Tell me how many lines hold "that", please, using only the number.

— start Source data —

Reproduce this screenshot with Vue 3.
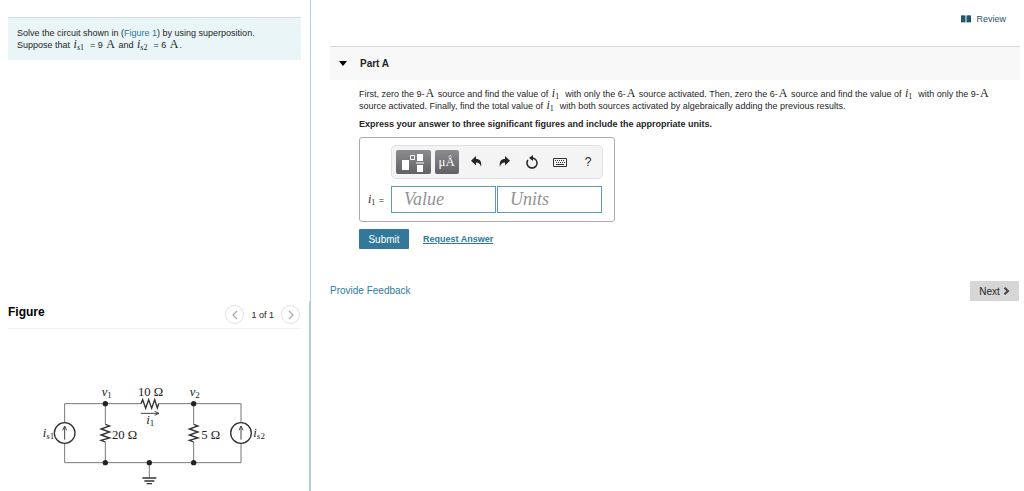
<template>
  <div class="page">
    <aside class="side">
      <section class="side-top">
        <p class="intro">
          Solve the circuit shown in (<a href="#figure">Figure 1</a>) by using superposition.
          <br />
          Suppose that <span class="math"><i>i</i><sub><i>s</i>1</sub></span>&nbsp; = 9 <span class="math">A</span> and
          <span class="math"><i>i</i><sub><i>s</i>2</sub></span>&nbsp; = 6 <span class="math">A</span>.
        </p>
      </section>

      <section id="figure" class="side-figure">
        <header class="figure-head">
          <h2>Figure</h2>
          <nav class="pager">
            <button type="button" class="round" aria-label="Previous figure" @click="prev">
              <svg width="8" height="10" viewBox="0 0 8 10"><path d="M6 1 2 5l4 4" /></svg>
            </button>
            <span>{{ current }} of {{ total }}</span>
            <button type="button" class="round" aria-label="Next figure" @click="next">
              <svg width="8" height="10" viewBox="0 0 8 10"><path d="M2 1l4 4-4 4" /></svg>
            </button>
          </nav>
        </header>

        <svg class="circuit" width="250" height="116" viewBox="0 0 750 348" role="img" aria-label="Circuit diagram">
          <!-- wires -->
          <g class="wire">
            <path d="M104 142V86H333M386 86H633V142M104 206V263H633V206" />
            <path d="M226 86V148M226 201V263M491 86V148M491 201V263M358 263V307" />
          </g>
          <!-- resistors -->
          <g class="part">
            <path d="M333 86l5-12 9 26 9-26 9 26 9-26 8 25 4-13" />
            <path d="M226 148l13 5-26 9 26 9-26 9 26 9-26 7 13 5" />
            <path d="M491 148l13 5-26 9 26 9-26 9 26 9-26 7 13 5" />
          </g>
          <!-- current sources -->
          <g class="part">
            <circle cx="104" cy="174" r="31" />
            <circle cx="633" cy="174" r="31" />
          </g>
          <g class="arrow">
            <path d="M104 194V154M98 166l6-13 6 13" />
            <path d="M633 194V154M627 166l6-13 6 13" />
            <path d="M332 115H387M374 109l13 6-13 6" />
          </g>
          <g class="part">
            <path d="M337 309H379M343 318H373M350 326H366" />
          </g>
          <g class="dots">
            <circle v-for="(d, i) in dots" :key="i" :cx="d[0]" :cy="d[1]" r="8" />
          </g>
          <g class="labels">
            <text x="215" y="63"><tspan class="it">v</tspan><tspan class="small" dy="6">1</tspan></text>
            <text x="479" y="63"><tspan class="it">v</tspan><tspan class="small" dy="6">2</tspan></text>
            <text x="324" y="63">10 Ω</text>
            <text x="246" y="192">20 Ω</text>
            <text x="514" y="192">5 Ω</text>
            <text x="349" y="146"><tspan class="it">i</tspan><tspan class="small" dy="6">1</tspan></text>
            <text x="38" y="186"><tspan class="it">i</tspan><tspan class="small it" dy="6">s</tspan><tspan class="small">1</tspan></text>
            <text x="670" y="186"><tspan class="it">i</tspan><tspan class="small it" dy="6">s</tspan><tspan class="small">2</tspan></text>
          </g>
        </svg>
      </section>
    </aside>

    <main class="main">
      <div class="review">
        <a href="#review">
          <svg width="10" height="8" viewBox="0 0 10 8">
            <path d="M0 .5Q2 0 4.500 .6V7.600Q2 6.800 0 7.400ZM5.500 .6Q8 0 10 .5V7.400Q8 6.800 5.500 7.600Z" />
          </svg>
          Review
        </a>
      </div>

      <button type="button" class="part-head" :aria-expanded="open" @click="open = !open">
        <svg width="8" height="5" viewBox="0 0 8 5"><path d="M0 0H8L4 5Z" /></svg>
        <span>Part A</span>
      </button>

      <form v-if="open" class="part-body" @submit.prevent>
        <p>
          First, zero the 9-<span class="math">A</span> source and find the value of
          <span class="math"><i>i</i><sub>1</sub></span>&nbsp; with only the 6-<span class="math">A</span> source
          activated. Then, zero the 6-<span class="math">A</span> source and find the value of
          <span class="math"><i>i</i><sub>1</sub></span>&nbsp; with only the 9-<span class="math">A</span>
          source activated. Finally, find the total value of
          <span class="math"><i>i</i><sub>1</sub></span>&nbsp; with both sources activated by algebraically adding the
          previous results.
        </p>
        <p class="express">Express your answer to three significant figures and include the appropriate units.</p>

        <div class="answer">
          <div class="toolbar">
            <button type="button" class="dark wide" aria-label="Templates">
              <svg width="23" height="19" viewBox="0 0 23 19">
                <path class="fill" d="M0 7H7V17H0ZM15 1H21V8H15ZM15 12H21V19H15Z" />
                <path class="fill" d="M14 9.500H22V10.500H14Z" />
                <path class="box" d="M8.500 2.500H12.500V6.500H8.500Z" />
              </svg>
            </button>
            <button type="button" class="dark" aria-label="Symbols">μÅ</button>
            <button type="button" class="tool" aria-label="Undo">
              <svg width="12" height="12" viewBox="0 0 12 12">
                <path class="ink" d="M5 0V3C9 3 11 5.500 10 11C9.500 8 8 6.500 5 6.500V9.500L0 4.700Z" />
              </svg>
            </button>
            <button type="button" class="tool" aria-label="Redo">
              <svg width="12" height="12" viewBox="0 0 12 12">
                <path class="ink" d="M7 0V3C3 3 1 5.500 2 11C2.500 8 4 6.500 7 6.500V9.500L12 4.700Z" />
              </svg>
            </button>
            <button type="button" class="tool" aria-label="Reset">
              <svg width="12" height="14" viewBox="0 0 12 14">
                <path class="line" d="M6 3A5 5 0 1 1 2 5" />
                <path class="ink" d="M7 0V6L3 3Z" />
              </svg>
            </button>
            <button type="button" class="tool" aria-label="Keyboard shortcuts">
              <svg width="14" height="9" viewBox="0 0 14 9">
                <path class="thin" d="M.5 .5H13.500V8.500H.5Z" />
                <path class="keys" d="M2 2.500H12M3 4.500H12" />
                <path class="thin" d="M3 6.500H11" />
              </svg>
            </button>
            <button type="button" class="tool help" aria-label="Help">?</button>
          </div>
          <label class="symbol" for="value"><span class="math"><i>i</i><sub>1</sub></span> =</label>
          <div class="fields">
            <input id="value" v-model="value" type="text" placeholder="Value" />
            <input v-model="units" type="text" placeholder="Units" aria-label="Units" />
          </div>
        </div>

        <div class="actions">
          <button type="submit" class="submit">Submit</button>
          <a href="#answer">Request Answer</a>
        </div>
      </form>

      <footer class="foot">
        <a href="#feedback">Provide Feedback</a>
        <button type="button" class="next">
          Next
          <svg width="7" height="8" viewBox="0 0 7 8"><path d="M1.500 .7 5 4 1.500 7.300" /></svg>
        </button>
      </footer>
    </main>
  </div>
</template>

<script setup>
import { ref } from 'vue'

const value = ref('')
const units = ref('')
const open = ref(true)

const current = ref(1)
const total = 1

const dots = [
  [226, 86],
  [491, 86],
  [226, 263],
  [358, 263],
  [491, 263]
]

const prev = () => {
  if (current.value > 1) current.value--
}

const next = () => {
  if (current.value < total) current.value++
}
</script>

<style>
body {
  margin: 0;
  background: #fff;
}
</style>

<style scoped>
.page {
  display: grid;
  grid-template-columns: 311px 1fr;
  min-height: 100vh;
  font-family: "Liberation Sans", Arial, sans-serif;
  font-size: 10px;
  line-height: 12px;
  color: #252525;
}

.page * {
  box-sizing: border-box;
}

a {
  color: #2f7a9b;
  text-decoration: none;
}

p,
h2 {
  margin: 0;
}

p {
  font-size: 9px;
}

button {
  font-family: inherit;
  border: none;
  padding: 0;
  cursor: pointer;
}

.math {
  margin: 0 1px;
  font-family: "Liberation Serif", "Times New Roman", serif;
  font-size: 12px;
  line-height: 10px;
}

.math sub {
  font-size: 8px;
  line-height: 0;
  vertical-align: -2px;
}

/* left column */
.side {
  display: flex;
  flex-direction: column;
}

.side-top {
  height: 301px;
  padding: 17px 9px 0 8px;
  border-right: 1px solid #b9cddd;
}

.intro {
  padding: 9px;
  border-top: 1px solid #d5dfe2;
  background: #e9f5f7;
}

.side-figure {
  flex: 1;
  padding: 0 9px 0 8px;
  border-right: 2px solid #b9cddd;
}

.figure-head {
  display: flex;
  justify-content: space-between;
  height: 28px;
  border-bottom: 1px solid #f2f2f2;
}

.figure-head h2 {
  padding-top: 4px;
  font-size: 12px;
  line-height: 14px;
  color: #000;
}

.pager {
  display: flex;
  align-items: center;
  gap: 7px;
  font-size: 9px;
}

.round {
  display: flex;
  align-items: center;
  justify-content: center;
  width: 19px;
  height: 19px;
  border: 1px solid #e2e2e2;
  border-radius: 50%;
  background: #fff;
}

.round path {
  fill: none;
  stroke: #aaa;
  stroke-width: 1.2;
}

.circuit {
  display: block;
  margin: 46px 0 0 22px;
}

.wire {
  fill: none;
  stroke: #777;
  stroke-width: 3;
}

.part {
  fill: none;
  stroke: #333;
  stroke-width: 4;
}

.arrow {
  fill: none;
  stroke: #444;
  stroke-width: 3;
}

.dots {
  fill: #222;
}

.labels {
  fill: #222;
  font-family: "Liberation Serif", "Times New Roman", serif;
  font-size: 38px;
}

.it {
  font-style: italic;
}

.small {
  font-size: 27px;
}

/* right column */
.main {
  padding: 0 4px 0 19px;
}

.review {
  display: flex;
  justify-content: flex-end;
  height: 46px;
  padding: 12px 14px 0 0;
}

.review a {
  display: flex;
  align-items: center;
  gap: 5px;
  height: 14px;
  font-size: 9px;
  color: #1f566b;
}

.review path {
  fill: #1f566b;
}

.part-head {
  display: flex;
  align-items: center;
  gap: 13px;
  width: 100%;
  height: 34px;
  padding-left: 9px;
  border-top: 1px solid #d8d8d8;
  background: #f8f8f8;
  font-size: 10px;
  font-weight: bold;
  color: #252525;
}

.part-body {
  padding: 8px 16px 0 29px;
}

.express {
  margin-top: 6px;
  font-weight: bold;
}

.answer {
  display: grid;
  grid-template-columns: 24px 212px;
  gap: 7px 0;
  align-items: center;
  justify-content: start;
  width: 256px;
  margin-top: 7px;
  padding: 7px 7px 8px;
  border: 1px solid #aaa;
  border-radius: 3px;
}

.toolbar {
  grid-column: 2;
  display: flex;
  align-items: center;
  height: 34px;
  padding-left: 4px;
  border: 1px solid #e0e0e0;
  border-radius: 5px;
  background: #f4f4f4;
}

.dark {
  display: flex;
  align-items: center;
  justify-content: center;
  width: 24px;
  height: 24px;
  margin-right: 4px;
  border-radius: 2px;
  background: linear-gradient(#8b8b90, #626266);
  font-family: "Liberation Serif", "Times New Roman", serif;
  font-size: 13px;
  color: #fff;
}

.wide {
  width: 35px;
}

.dark .fill {
  fill: #fff;
}

.dark .box {
  fill: none;
  stroke: #fff;
}

.tool {
  display: flex;
  align-items: center;
  justify-content: center;
  width: 28px;
  height: 24px;
  background: none;
  color: #252525;
}

.ink {
  fill: #252525;
}

.line {
  fill: none;
  stroke: #252525;
  stroke-width: 1.5;
}

.thin {
  fill: none;
  stroke: #333;
}

.keys {
  fill: none;
  stroke: #333;
  stroke-dasharray: 1 1;
}

.help {
  font-size: 12px;
}

.symbol {
  font-size: 9px;
  white-space: nowrap;
}

.fields {
  display: grid;
  grid-template-columns: 1fr 1fr;
  gap: 1px;
  padding-right: 1px;
}

.fields input {
  width: 100%;
  height: 27px;
  padding: 0 12px;
  border: 1px solid #5b9ab8;
  border-radius: 0;
  background: #fff;
  font-family: "Liberation Serif", "Times New Roman", serif;
  font-size: 18px;
}

.fields input::placeholder {
  font-style: italic;
  color: #929292;
  opacity: 1;
}

.actions {
  display: flex;
  align-items: center;
  gap: 14px;
  margin-top: 7px;
}

.submit {
  width: 50px;
  height: 20px;
  border-radius: 1px;
  background: #32789a;
  font-size: 10px;
  color: #fff;
}

.actions a {
  font-size: 9px;
  font-weight: bold;
  text-decoration: underline;
}

.foot {
  display: flex;
  align-items: center;
  justify-content: space-between;
  margin-top: 32px;
  padding-right: 1px;
}

.next {
  display: flex;
  align-items: center;
  justify-content: center;
  gap: 3px;
  width: 49px;
  height: 20px;
  border-radius: 1px;
  background: #d6d6d6;
  font-size: 10px;
  color: #252525;
}

.next path {
  fill: none;
  stroke: #444;
  stroke-width: 2;
}
</style>
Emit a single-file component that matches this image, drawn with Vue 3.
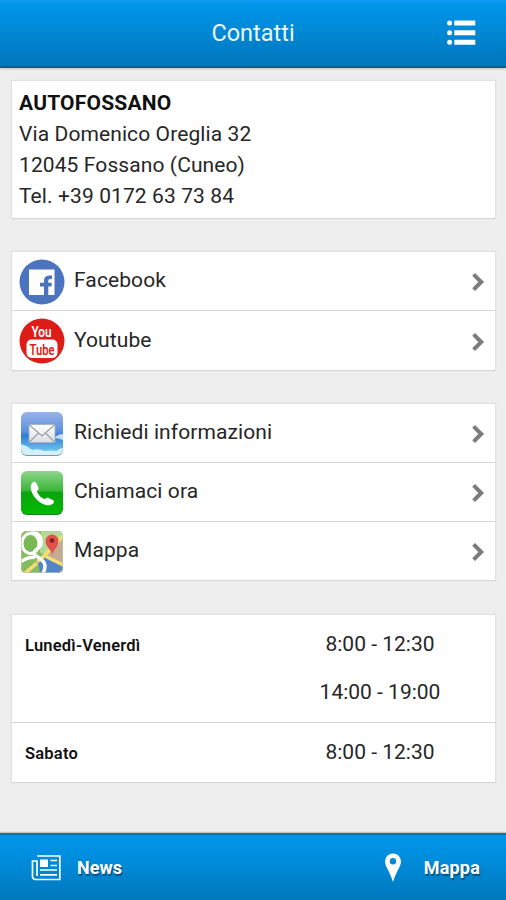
<script setup>
const social = [
  { id: 'facebook', label: 'Facebook' },
  { id: 'youtube', label: 'Youtube' }
]
const actions = [
  { id: 'mail', label: 'Richiedi informazioni' },
  { id: 'phone', label: 'Chiamaci ora' },
  { id: 'map', label: 'Mappa' }
]
const groups = [social, actions]
const hours = [
  { day: 'Lunedì-Venerdì', slots: ['8:00 - 12:30', '14:00 - 19:00'] },
  { day: 'Sabato', slots: ['8:00 - 12:30'] }
]
</script>

<template>
  <div class="screen">
    <header class="header">
      <span class="spacer"></span>
      <h1>Contatti</h1>
      <div class="menu">
        <svg width="30" height="28" viewBox="0 0 30 28" fill="#fff">
          <circle cx="3.6" cy="4" r="2.5" /><circle cx="3.6" cy="13.7" r="2.5" /><circle cx="3.6" cy="23.3" r="2.5" />
          <path d="M8.3 1.5h21v5h-21zM8.3 11.2h21v5h-21zM8.3 20.8h21v5h-21z" />
        </svg>
      </div>
    </header>

    <main class="content">
      <section class="card address">
        <p class="name">AUTOFOSSANO</p>
        <p class="street">Via Domenico Oreglia 32</p>
        <p class="city">12045 Fossano (Cuneo)</p>
        <p class="tel">Tel. +39 0172 63 73 84</p>
      </section>

      <section v-for="(group, g) in groups" :key="g" class="card">
        <div v-for="item in group" :key="item.id" class="row">
          <svg v-if="item.id === 'facebook'" class="icon" viewBox="0 0 46 46">
            <circle cx="23" cy="23" r="22.5" fill="#4c74be" />
            <path d="M10 10.500h25.500v25.500H10z" fill="#fff" />
            <path d="M25 36v-8.500h-4v-3.700h4V22c0-4 2.300-5.500 6-5.500h2v3.500h-1.500c-1.700 0-2.200.8-2.200 2.300v1.500H33l-.6 3.700h-3.100V36z" fill="#4c74be" />
          </svg>
          <svg v-else-if="item.id === 'youtube'" class="icon" viewBox="0 0 46 46">
            <circle cx="23" cy="23" r="22.5" fill="#dc1d18" />
            <text class="logo-text" x="22.5" y="18.8" textLength="20" lengthAdjust="spacingAndGlyphs" fill="#fff">You</text>
            <rect x="7.5" y="21.500" width="31" height="18.500" rx="5" fill="#fff" />
            <text class="logo-text" x="23" y="36.8" textLength="25" lengthAdjust="spacingAndGlyphs" fill="#dc1d18">Tube</text>
          </svg>
          <svg v-else-if="item.id === 'mail'" class="icon" viewBox="0 0 46 46">
            <defs>
              <linearGradient id="sky" x1="0" y1="0" x2="0" y2="1">
                <stop offset="0" stop-color="#9ab2e8" /><stop offset=".45" stop-color="#5b92df" />
                <stop offset=".55" stop-color="#2f7dd6" /><stop offset="1" stop-color="#7ed7f4" />
              </linearGradient>
              <clipPath id="mailClip"><rect x="2" y="1" width="42" height="43" rx="6" /></clipPath>
              <linearGradient id="paper" x1="0" y1="0" x2="0" y2="1">
                <stop offset="0" stop-color="#fff" /><stop offset="1" stop-color="#dadde2" />
              </linearGradient>
            </defs>
            <rect x="2" y="2" width="42" height="43" rx="6" fill="#8293a5" />
            <g clip-path="url(#mailClip)">
              <path d="M2 1h42v43H2z" fill="url(#sky)" />
              <path d="M2 33q7 2 11 6 6-2 12 1 8-1 12 0 4-3 7-3v7H2z" fill="#e1f7fc" opacity=".85" />
              <path d="M35 27q4-4 9-4v6q-5-2-9-2z" fill="#c9dcf5" />
            </g>
            <rect x="10" y="13.5" width="26" height="18" rx="1" fill="url(#paper)" stroke="#a4adb8" stroke-width=".8" />
            <path d="M10.5 14L23 25l12.5-11M10.5 31l9-9M35.5 31l-9-9" fill="none" stroke="#9ca1a8" stroke-width="1.2" />
          </svg>
          <svg v-else-if="item.id === 'phone'" class="icon" viewBox="0 0 46 46">
            <defs>
              <linearGradient id="green" x1="0" y1="0" x2="0" y2="1">
                <stop offset="0" stop-color="#91d58d" /><stop offset=".46" stop-color="#38b636" />
                <stop offset=".5" stop-color="#0aa40d" /><stop offset="1" stop-color="#00bb04" />
              </linearGradient>
            </defs>
            <rect x="2" y="2" width="42" height="43" rx="6" fill="#138219" />
            <rect x="2" y="1" width="42" height="43" rx="6" fill="url(#green)" />
            <path d="M13 13.2c1.6-1.8 3.4-1.8 4.4 0l2 4c.8 1.7-.4 2.8-1.5 3.8.8 3.4 4.3 6.9 7.8 8.2 1.2-1.2 2.8-1.8 4.4-1l4 2c1.5 1 1 2.7-.6 3.8-3 2.2-6.8 1.4-10.5-.5C17.5 30.5 12.8 24.8 11.8 18.5c-.3-2.1.1-3.9 1.2-5.3z" fill="#fff" />
          </svg>
          <svg v-else class="icon" viewBox="0 0 46 46">
            <defs><clipPath id="mapClip"><rect x="2" y="2" width="42" height="42" rx="5" /></clipPath></defs>
            <g clip-path="url(#mapClip)">
              <path d="M2 2h42v42H2z" fill="#86bb60" />
              <path d="M22 2h22v14L28 28l-7-5z" fill="#b4d997" />
              <path d="M27 27L44 9v28z" fill="#c5ac90" />
              <path d="M2 44l8-8 16-8 18 8v8z" fill="#5384c6" />
              <path d="M5 44l21-18L44 7M26 27l18 9" fill="none" stroke="#f5dc74" stroke-width="3.6" />
              <path d="M2 33q8-6 14-3 4 3 5 15H2z" fill="#86bb60" />
              <path d="M4 46l14-12" stroke="#f5dc74" stroke-width="3.6" />
              <ellipse cx="11.5" cy="14.500" rx="8.5" ry="10" fill="#78b956" stroke="#fff" stroke-width="3" />
              <path d="M12 3.500q11 0 10 10.500c0 6-7 6-7 10s11 5 11 13c0 4-1 5-2 7" fill="none" stroke="#fff" stroke-width="3.5" />
              <path d="M2 32.500q8-5 14-4" fill="none" stroke="#fff" stroke-width="3.5" />
            </g>
            <rect x="2.5" y="2.5" width="41" height="41" rx="5" fill="none" stroke="#b7c7ac" stroke-opacity=".7" />
            <path d="M33 26c0-5-6.500-8-6.500-14a6.5 6.5 0 0 1 13 0c0 6-5.500 9-6.500 14z" fill="#e2504b" />
            <circle cx="33" cy="11.500" r="2.300" fill="#7e1f20" />
          </svg>
          <span class="label">{{ item.label }}</span>
          <svg class="chevron" width="14" height="20" viewBox="0 0 14 20">
            <path d="M2.6 2.4L10.2 10l-7.6 7.6" fill="none" stroke="#7b7b7b" stroke-width="4" />
          </svg>
        </div>
      </section>

      <section class="card">
        <div v-for="entry in hours" :key="entry.day" class="hours">
          <div class="day">{{ entry.day }}</div>
          <div class="slots"><span v-for="slot in entry.slots" :key="slot">{{ slot }}</span></div>
        </div>
      </section>
    </main>

    <footer class="footer">
      <div class="tab">
        <svg width="30" height="26" viewBox="0 0 30 26" fill="none" stroke="#fff" stroke-width="1.7">
          <path d="M6 1h22.8v23.5H4.5A3 3 0 0 1 1.5 21.5V6H6v15" />
          <path d="M9 4.5h8V12H9z" fill="#fff" stroke="none" />
          <path d="M19.5 5.5H26M19.5 10.5H26M9 15h17M9 19.8h17" />
        </svg>
        <span class="news">News</span>
      </div>
      <div class="tab">
        <svg width="18" height="30" viewBox="0 0 18 30">
          <path fill="#fff" fill-rule="evenodd" d="M9 .5a8 8 0 0 1 8 8c0 5-4.5 9-8 20.5C5.5 17.500 1 13.500 1 8.500a8 8 0 0 1 8-8zm0 4.600a3.200 3.200 0 1 0 0 6.400 3.200 3.200 0 0 0 0-6.400z" />
        </svg>
        <span class="place">Mappa</span>
      </div>
    </footer>
  </div>
</template>

<style>
body { background: #eee; }
</style>

<style scoped>
.screen {
  box-sizing: border-box;
  height: 900px;
  display: flex;
  flex-direction: column;
  background: #eee;
  color: #262626;
  font-family: Roboto, "Liberation Sans", sans-serif;
  font-size: 21px;
}
.header {
  box-sizing: border-box;
  height: 68px;
  display: grid;
  grid-template-columns: 1fr auto 1fr;
  align-items: center;
  padding: 0 30px;
  background: linear-gradient(#0c9cf3, #0095e9 8%, #0076ba);
  border-bottom: 2px solid #075f95;
  box-shadow: 0 1px 2px #bbb;
}
h1 {
  margin: 0;
  color: #e9f5ff;
  font-size: 23.5px;
  font-weight: 400;
  line-height: 32px;
}
.menu { display: flex; justify-content: flex-end; }
.content {
  flex: 1;
  display: flex;
  flex-direction: column;
  gap: 32px;
  padding: 12px 10px 0 11px;
}
.card {
  background: #fff;
  border: 1px solid #e1e1e1;
  border-bottom-color: #d6d6d6;
  box-shadow: 0 0 1px #ddd;
}
.address { box-sizing: border-box; height: 139px; padding: 7px; }
.address p { margin: 0; line-height: 31px; letter-spacing: .1px; }
.address .name { color: #111; font-weight: 700; letter-spacing: .2px; }
.row {
  box-sizing: border-box;
  height: 59px;
  display: flex;
  align-items: center;
  padding: 0 10px 0 6px;
}
.row:first-child { height: 58px; }
.row:nth-child(2):last-child { height: 60px; }
.row + .row, .hours + .hours { border-top: 1px solid #d4d4d4; }
.icon { width: 46px; height: 46px; margin: 1px 0 0 1px; }
.logo-text {
  font-family: Roboto, sans-serif;
  font-size: 14.5px;
  font-weight: 600;
  text-anchor: middle;
}
.label { flex: 1; margin: -2px 0 0 9px; letter-spacing: .1px; }
.chevron { margin-top: 2px; }
.card:last-child { margin-top: 1px; }
.hours {
  display: grid;
  grid-template-columns: 1fr 230px;
  padding: 5px 0 5px 12px;
  line-height: 48px;
}
.hours:first-child { padding-bottom: 6px; }
.hours:last-child { padding-bottom: 4px; }
.day { padding: 2px 0 0 1px; color: #111; font-size: 16.5px; font-weight: 600; letter-spacing: .2px; }
.slots { display: flex; flex-direction: column; text-align: center; letter-spacing: 0; }
.footer {
  box-sizing: border-box;
  height: 67px;
  display: flex;
  justify-content: space-between;
  align-items: center;
  padding: 0 26px 0 31px;
  background: linear-gradient(#0091e6, #0095e9 8%, #0078bc);
  border-top: 2px solid #0873ad;
  box-shadow: 0 -1px 1px #c4c4c4;
  color: #fff;
  font-size: 18px;
  font-weight: 700;
  text-shadow: 1px 2px 1px #075183;
}
.tab { display: flex; align-items: center; }
.news { margin-left: 16px; }
.place { margin-left: 22px; letter-spacing: .2px; }
</style>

— end Source data —

The response:
2